▶ Work instructions: Go through the data below. List every line that holds the word "React".

▶ Rows:

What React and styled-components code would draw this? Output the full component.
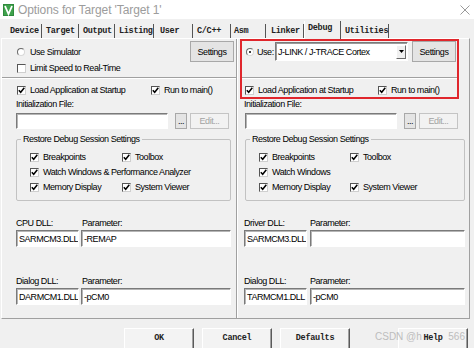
---
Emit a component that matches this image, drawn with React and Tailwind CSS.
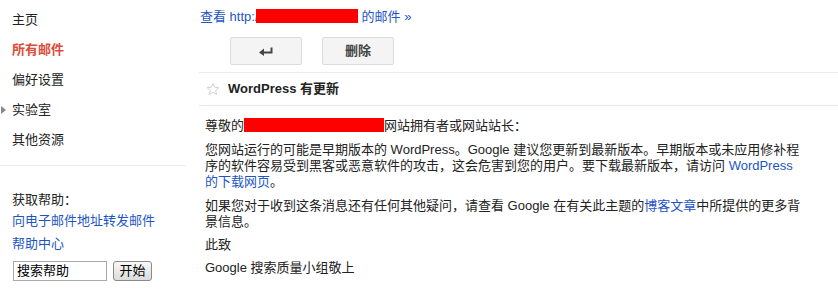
* * *
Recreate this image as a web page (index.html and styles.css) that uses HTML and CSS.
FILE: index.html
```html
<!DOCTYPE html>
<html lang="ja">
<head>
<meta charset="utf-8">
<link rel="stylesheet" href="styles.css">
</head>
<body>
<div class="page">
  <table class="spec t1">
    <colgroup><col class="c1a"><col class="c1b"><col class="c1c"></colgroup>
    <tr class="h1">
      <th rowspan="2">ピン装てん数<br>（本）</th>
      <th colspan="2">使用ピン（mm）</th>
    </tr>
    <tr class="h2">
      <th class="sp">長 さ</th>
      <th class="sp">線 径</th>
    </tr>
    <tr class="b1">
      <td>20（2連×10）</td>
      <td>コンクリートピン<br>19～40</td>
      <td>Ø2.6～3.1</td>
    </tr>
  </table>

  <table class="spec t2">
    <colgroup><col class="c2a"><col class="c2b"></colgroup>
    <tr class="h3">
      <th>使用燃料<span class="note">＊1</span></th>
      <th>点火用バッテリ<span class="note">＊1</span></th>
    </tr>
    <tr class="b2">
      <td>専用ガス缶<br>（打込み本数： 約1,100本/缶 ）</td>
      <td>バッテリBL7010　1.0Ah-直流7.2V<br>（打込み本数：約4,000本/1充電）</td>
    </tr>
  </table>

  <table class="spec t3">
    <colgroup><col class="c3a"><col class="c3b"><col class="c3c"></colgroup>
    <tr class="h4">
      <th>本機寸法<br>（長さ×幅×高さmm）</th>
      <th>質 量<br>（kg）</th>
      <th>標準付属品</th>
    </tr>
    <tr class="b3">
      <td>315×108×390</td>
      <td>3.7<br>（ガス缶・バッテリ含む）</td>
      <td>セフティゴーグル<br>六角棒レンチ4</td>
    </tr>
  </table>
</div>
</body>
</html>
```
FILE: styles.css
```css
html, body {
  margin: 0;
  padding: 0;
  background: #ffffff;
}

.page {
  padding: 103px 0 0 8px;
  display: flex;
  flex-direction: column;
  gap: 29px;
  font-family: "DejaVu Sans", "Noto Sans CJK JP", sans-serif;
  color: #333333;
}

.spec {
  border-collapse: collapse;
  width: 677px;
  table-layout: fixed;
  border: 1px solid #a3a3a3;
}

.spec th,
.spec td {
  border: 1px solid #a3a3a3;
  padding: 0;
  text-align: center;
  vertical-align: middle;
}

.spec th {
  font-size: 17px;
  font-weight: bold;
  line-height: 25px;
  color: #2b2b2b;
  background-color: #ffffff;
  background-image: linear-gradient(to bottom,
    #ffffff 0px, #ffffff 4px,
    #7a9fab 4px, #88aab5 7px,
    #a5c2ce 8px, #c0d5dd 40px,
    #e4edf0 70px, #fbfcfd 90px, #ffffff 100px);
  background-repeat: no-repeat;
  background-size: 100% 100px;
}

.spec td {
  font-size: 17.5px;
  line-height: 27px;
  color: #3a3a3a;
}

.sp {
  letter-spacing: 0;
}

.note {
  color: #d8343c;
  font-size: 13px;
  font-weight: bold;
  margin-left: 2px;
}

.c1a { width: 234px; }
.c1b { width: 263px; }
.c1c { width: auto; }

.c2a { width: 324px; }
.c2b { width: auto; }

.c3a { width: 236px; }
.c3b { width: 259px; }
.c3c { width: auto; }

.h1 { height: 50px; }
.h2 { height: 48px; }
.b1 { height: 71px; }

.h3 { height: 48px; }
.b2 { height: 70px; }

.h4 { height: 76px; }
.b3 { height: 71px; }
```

▶ Response:
What React and styled-components code would draw this? Output the full component.
Emit a component that matches this image, drawn with React and Tailwind CSS.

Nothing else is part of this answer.